- Required task: The data below holds the lines to copy: everything from the line containing "Write a component" to the line containing "string; sub?: string;", both ends included, set down exactly.

- Records shown:
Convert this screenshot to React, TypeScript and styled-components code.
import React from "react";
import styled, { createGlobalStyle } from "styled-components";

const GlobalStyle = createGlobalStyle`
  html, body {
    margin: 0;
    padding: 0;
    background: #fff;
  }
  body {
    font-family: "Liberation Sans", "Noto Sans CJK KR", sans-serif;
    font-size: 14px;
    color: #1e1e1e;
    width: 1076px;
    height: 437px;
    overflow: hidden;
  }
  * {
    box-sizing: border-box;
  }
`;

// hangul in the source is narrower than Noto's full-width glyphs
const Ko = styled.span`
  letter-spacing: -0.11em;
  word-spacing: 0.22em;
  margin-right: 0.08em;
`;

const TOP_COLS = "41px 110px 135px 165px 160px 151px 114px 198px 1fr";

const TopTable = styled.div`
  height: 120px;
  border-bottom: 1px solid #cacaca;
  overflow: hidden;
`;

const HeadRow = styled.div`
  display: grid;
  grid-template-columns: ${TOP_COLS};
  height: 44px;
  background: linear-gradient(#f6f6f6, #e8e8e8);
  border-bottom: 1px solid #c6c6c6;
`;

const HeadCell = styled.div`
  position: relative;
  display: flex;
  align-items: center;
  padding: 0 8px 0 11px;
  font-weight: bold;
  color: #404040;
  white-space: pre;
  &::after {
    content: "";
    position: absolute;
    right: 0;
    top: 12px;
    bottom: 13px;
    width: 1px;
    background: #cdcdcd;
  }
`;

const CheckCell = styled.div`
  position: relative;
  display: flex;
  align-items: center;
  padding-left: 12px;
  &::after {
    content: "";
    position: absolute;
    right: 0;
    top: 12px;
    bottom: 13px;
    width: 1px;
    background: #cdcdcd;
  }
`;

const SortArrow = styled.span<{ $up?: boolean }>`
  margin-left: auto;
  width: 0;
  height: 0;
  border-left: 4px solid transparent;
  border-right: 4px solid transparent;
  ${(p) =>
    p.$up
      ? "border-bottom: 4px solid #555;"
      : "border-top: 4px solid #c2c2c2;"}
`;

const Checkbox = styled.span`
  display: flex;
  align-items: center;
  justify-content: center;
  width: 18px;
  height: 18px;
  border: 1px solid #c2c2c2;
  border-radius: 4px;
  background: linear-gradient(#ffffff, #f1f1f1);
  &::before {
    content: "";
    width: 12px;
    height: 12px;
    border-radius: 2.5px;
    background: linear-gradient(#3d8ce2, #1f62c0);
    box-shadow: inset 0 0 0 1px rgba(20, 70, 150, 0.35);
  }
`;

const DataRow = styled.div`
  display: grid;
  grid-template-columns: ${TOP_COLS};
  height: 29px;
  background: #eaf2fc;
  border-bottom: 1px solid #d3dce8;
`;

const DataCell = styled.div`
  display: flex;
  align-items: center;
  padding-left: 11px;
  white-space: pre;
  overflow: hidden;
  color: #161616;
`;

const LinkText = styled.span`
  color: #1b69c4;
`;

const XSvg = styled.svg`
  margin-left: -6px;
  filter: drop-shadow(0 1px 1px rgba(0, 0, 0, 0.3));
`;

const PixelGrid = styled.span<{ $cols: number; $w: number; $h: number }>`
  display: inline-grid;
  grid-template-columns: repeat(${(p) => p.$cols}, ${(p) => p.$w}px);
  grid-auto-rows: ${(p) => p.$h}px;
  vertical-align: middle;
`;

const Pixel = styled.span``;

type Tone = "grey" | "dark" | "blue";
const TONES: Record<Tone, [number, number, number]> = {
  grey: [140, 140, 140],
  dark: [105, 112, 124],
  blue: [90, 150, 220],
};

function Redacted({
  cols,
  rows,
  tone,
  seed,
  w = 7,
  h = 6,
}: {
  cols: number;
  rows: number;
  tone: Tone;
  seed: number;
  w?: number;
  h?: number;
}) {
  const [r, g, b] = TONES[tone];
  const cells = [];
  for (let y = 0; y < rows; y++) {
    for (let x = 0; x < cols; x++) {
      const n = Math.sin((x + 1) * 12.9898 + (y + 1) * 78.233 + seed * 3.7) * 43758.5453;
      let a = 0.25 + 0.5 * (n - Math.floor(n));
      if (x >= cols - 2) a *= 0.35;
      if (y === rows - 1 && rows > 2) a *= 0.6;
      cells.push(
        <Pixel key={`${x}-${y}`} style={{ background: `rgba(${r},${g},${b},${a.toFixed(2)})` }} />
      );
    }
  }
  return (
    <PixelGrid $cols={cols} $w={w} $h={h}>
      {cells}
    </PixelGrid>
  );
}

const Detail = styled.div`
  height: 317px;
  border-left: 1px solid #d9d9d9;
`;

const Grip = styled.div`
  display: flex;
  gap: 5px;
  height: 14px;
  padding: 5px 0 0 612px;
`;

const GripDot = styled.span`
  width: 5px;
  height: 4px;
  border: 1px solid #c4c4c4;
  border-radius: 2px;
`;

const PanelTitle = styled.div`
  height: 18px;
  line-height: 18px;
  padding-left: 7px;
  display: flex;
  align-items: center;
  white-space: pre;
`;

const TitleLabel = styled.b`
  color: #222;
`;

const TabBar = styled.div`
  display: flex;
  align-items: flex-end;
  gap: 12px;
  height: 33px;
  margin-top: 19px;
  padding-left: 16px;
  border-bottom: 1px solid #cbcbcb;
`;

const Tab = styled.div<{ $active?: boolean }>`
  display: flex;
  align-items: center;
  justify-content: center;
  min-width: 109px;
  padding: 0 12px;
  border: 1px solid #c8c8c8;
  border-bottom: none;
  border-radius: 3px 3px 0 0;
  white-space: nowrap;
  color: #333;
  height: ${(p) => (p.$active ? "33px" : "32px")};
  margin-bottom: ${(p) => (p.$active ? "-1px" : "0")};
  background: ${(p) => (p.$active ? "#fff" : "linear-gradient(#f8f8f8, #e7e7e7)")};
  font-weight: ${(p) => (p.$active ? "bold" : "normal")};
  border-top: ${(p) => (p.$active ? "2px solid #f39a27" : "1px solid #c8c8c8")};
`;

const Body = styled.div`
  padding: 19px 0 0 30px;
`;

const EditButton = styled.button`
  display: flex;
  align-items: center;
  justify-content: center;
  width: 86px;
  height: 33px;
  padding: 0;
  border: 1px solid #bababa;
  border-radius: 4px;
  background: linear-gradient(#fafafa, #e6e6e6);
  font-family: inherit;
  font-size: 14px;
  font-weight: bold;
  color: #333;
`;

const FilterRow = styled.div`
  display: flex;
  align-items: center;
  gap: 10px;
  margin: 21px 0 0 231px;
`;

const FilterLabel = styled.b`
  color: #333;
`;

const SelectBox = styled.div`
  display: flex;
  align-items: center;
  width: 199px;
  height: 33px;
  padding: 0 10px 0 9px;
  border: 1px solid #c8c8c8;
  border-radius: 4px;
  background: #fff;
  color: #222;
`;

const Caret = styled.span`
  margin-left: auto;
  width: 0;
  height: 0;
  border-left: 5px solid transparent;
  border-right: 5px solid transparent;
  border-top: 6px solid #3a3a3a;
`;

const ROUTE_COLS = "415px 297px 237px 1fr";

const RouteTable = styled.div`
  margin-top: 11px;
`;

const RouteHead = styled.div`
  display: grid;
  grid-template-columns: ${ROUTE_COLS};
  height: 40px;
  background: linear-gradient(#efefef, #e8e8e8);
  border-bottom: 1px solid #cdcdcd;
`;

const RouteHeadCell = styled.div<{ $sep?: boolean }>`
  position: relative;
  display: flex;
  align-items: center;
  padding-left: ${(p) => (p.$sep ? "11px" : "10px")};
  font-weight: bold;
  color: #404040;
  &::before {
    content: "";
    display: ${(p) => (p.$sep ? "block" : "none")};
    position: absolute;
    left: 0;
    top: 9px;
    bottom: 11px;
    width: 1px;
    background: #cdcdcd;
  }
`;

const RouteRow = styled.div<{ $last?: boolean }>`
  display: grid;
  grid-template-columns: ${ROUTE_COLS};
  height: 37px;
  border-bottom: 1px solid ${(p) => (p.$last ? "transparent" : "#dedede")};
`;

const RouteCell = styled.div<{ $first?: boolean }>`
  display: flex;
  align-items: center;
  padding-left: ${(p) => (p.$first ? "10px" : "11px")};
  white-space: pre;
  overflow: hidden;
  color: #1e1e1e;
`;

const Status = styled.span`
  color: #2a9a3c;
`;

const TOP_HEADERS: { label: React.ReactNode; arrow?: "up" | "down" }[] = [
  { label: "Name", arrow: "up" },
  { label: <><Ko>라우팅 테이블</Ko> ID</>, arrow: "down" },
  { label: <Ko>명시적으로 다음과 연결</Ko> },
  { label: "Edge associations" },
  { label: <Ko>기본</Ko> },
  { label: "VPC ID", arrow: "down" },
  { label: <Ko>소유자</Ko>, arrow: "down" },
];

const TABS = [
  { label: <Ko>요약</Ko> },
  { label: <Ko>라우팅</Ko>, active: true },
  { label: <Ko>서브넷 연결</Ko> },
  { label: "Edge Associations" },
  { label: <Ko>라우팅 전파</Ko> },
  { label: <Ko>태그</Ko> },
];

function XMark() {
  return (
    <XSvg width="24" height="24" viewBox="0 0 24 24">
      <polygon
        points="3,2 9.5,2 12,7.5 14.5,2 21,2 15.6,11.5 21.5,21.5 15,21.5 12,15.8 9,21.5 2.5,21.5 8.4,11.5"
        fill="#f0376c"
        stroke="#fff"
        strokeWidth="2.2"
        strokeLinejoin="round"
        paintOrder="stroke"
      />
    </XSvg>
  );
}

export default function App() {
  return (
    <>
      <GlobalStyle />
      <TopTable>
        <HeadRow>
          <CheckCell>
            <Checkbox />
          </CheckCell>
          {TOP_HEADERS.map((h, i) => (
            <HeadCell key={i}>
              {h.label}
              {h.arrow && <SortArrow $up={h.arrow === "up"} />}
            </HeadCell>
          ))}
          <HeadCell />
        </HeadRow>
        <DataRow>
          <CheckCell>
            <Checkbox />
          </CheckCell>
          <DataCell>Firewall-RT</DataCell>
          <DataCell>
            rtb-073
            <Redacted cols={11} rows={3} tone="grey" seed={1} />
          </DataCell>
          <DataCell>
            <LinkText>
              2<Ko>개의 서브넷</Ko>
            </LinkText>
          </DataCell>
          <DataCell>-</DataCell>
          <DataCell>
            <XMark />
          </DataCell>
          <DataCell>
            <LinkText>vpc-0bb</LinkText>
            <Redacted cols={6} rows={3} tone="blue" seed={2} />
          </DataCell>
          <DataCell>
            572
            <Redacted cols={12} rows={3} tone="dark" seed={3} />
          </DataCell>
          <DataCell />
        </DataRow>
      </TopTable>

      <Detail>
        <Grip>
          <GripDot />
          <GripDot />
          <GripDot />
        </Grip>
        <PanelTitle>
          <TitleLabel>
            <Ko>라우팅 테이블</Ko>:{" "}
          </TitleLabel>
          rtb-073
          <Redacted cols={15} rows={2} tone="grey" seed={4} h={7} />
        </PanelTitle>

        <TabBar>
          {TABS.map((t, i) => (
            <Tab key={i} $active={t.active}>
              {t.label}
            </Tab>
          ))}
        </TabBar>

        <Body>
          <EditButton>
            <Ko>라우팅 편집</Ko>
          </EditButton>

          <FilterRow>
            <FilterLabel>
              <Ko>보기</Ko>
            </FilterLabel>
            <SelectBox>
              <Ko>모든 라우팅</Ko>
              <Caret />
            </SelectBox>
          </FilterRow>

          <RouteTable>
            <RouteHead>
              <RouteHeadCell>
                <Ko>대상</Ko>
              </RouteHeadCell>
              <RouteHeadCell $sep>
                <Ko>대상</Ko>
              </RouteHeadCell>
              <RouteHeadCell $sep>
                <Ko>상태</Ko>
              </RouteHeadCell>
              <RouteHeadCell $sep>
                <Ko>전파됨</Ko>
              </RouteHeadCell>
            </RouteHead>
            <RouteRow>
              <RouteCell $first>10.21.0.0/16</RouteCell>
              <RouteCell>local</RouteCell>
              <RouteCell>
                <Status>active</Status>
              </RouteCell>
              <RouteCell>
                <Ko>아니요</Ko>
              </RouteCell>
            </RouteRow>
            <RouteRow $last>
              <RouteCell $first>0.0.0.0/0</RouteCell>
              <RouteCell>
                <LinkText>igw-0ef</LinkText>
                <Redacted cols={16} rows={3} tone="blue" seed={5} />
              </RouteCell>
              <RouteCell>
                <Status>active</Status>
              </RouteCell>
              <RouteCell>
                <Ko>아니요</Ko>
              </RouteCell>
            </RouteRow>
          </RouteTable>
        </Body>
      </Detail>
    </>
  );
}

* * *

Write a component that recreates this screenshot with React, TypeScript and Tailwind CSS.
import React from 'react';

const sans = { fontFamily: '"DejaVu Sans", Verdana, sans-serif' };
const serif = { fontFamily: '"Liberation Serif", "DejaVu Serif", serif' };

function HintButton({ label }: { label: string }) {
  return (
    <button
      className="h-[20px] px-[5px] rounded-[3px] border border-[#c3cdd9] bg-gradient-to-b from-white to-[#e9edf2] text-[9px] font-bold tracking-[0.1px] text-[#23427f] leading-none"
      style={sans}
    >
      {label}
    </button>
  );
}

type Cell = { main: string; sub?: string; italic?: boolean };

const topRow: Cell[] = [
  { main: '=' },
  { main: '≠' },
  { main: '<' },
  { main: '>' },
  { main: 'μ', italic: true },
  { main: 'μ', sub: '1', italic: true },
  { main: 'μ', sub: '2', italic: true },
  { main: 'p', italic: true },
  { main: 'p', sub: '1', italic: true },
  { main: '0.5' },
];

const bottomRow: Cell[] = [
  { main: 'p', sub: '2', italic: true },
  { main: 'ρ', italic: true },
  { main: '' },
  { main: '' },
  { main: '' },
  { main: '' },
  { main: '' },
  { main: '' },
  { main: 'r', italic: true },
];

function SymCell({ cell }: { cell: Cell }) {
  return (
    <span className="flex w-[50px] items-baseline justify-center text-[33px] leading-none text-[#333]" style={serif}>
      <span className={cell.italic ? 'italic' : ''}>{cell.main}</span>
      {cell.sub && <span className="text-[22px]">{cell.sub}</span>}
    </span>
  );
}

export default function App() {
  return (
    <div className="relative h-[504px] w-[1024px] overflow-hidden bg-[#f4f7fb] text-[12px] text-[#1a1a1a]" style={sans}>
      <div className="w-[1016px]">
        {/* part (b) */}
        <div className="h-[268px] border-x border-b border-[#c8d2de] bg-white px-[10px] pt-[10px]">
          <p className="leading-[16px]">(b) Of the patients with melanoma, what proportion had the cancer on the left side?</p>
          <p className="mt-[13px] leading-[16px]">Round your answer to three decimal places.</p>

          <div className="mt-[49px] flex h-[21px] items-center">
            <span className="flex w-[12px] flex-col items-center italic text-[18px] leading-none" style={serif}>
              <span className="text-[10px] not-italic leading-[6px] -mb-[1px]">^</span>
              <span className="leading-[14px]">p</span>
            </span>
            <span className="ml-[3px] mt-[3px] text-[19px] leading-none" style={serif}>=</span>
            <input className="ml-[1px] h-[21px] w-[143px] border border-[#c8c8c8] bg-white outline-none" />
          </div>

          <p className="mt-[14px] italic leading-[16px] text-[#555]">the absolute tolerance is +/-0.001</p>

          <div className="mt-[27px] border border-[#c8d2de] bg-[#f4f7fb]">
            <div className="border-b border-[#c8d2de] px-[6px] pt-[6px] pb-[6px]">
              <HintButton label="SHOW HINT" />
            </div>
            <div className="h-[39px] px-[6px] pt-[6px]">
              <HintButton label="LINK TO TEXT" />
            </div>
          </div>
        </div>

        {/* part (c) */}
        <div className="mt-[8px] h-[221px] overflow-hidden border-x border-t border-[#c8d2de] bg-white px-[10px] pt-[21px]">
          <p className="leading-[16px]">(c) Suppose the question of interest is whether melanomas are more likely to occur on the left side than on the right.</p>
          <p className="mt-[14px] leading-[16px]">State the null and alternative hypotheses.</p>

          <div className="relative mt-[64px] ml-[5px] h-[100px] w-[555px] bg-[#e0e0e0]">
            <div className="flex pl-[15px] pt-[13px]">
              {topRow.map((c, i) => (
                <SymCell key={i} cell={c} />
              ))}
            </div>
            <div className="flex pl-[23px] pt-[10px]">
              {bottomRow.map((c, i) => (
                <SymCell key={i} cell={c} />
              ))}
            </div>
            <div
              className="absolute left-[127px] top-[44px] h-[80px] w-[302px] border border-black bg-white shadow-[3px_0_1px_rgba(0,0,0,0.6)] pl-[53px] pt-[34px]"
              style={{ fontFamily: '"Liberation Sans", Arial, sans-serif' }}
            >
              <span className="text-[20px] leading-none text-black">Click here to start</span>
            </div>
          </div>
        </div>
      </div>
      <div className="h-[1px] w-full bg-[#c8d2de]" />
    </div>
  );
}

- Solution for this task:
Write a component that recreates this screenshot with React, TypeScript and Tailwind CSS.
import React from 'react';

const sans = { fontFamily: '"DejaVu Sans", Verdana, sans-serif' };
const serif = { fontFamily: '"Liberation Serif", "DejaVu Serif", serif' };

function HintButton({ label }: { label: string }) {
  return (
    <button
      className="h-[20px] px-[5px] rounded-[3px] border border-[#c3cdd9] bg-gradient-to-b from-white to-[#e9edf2] text-[9px] font-bold tracking-[0.1px] text-[#23427f] leading-none"
      style={sans}
    >
      {label}
    </button>
  );
}

type Cell = { main: string; sub?: string; italic?: boolean };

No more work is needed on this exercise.